The country’s monthly minimum wage is now considered insufficient to feed a family as prices have skyrocketed in the import-dependent nation. A number of countries as well as the International Monetary Fund have promised to deliver aid if Lebanon’s politicians agree to a series of reforms intended to reduce government corruption and mismanagement. So far, no government has agreed to those reforms, and it is unclear whether a new one, whenever it is formed, will do so.

“It seems inevitable that large parts of the Lebanese population could fall through the cracks.”

“The outlook seems deeply negative in all likelihood,” said Sam Heller, a fellow at the Century Foundation who studies Lebanon and Syria. “Absent some kind of major change of heart or a collective realization on the part of the country’s political class, who seem to remain pretty solidly in control despite what some people think about their legitimacy, it seems like the country is likely heading toward more deterioration and substantial privation and hardship.”

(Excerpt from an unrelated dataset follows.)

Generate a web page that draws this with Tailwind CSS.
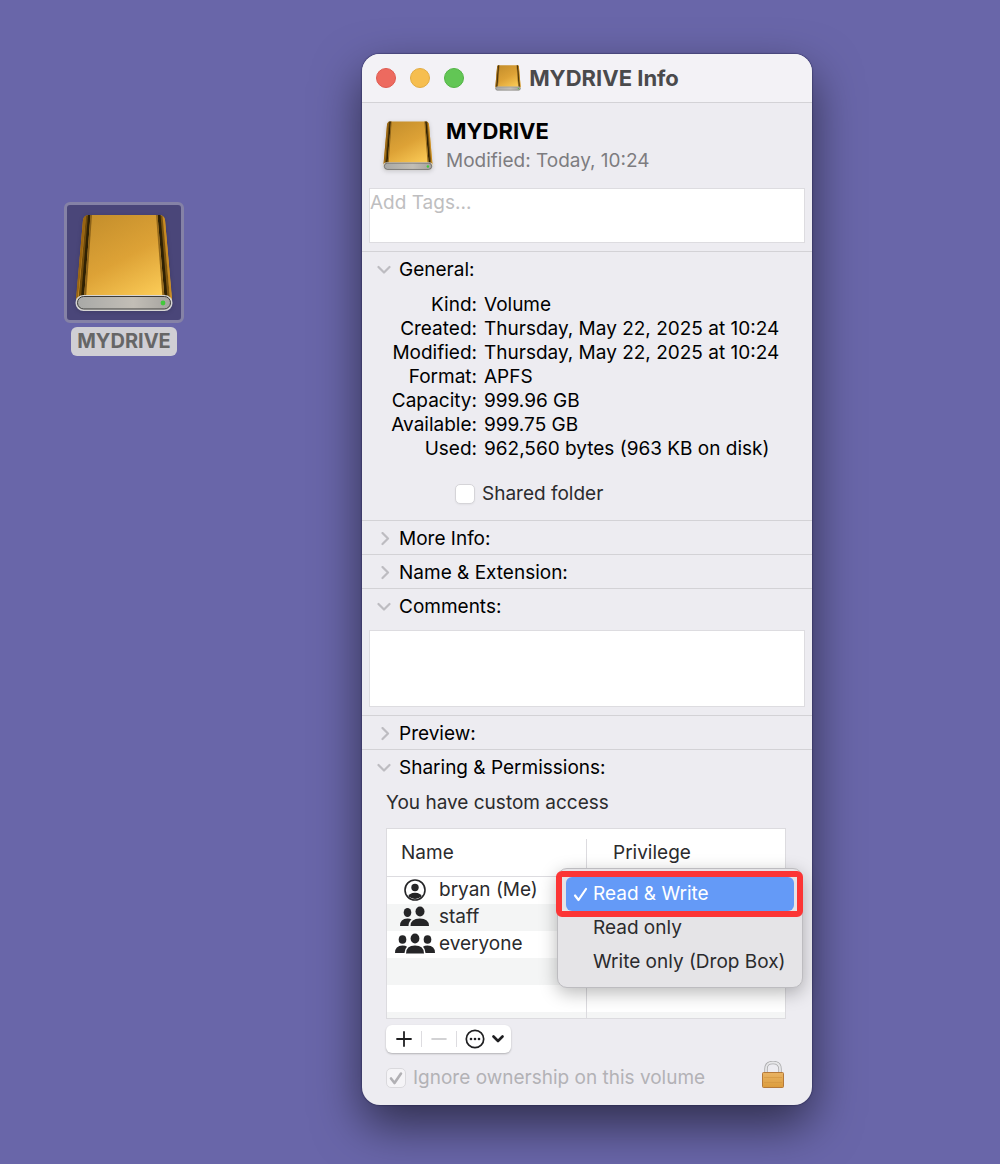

Lebanon’s 15-year civil war, which ended in 1990, set a low bar for how bad things can be—but some Lebanese say the current situation is worse in some respects. Perversely, the economic crisis may also create further dependence on the political parties that helped create it.

“I don’t really know how many Lebanese will [be] able to stand it: the type of privation that has already set in and that seems likely to worsen,” Heller said. “People say that it’s not really comparable with the experience of the civil war, that the affordability of these basic essentials was not really this bad.”

He noted that some political parties have pivoted to provide a welfare minimum for their own constituents but said, “it’s hard to see how those types of party networks could provide for the whole of the country. It seems inevitable that large parts of the Lebanese population could fall through the cracks.”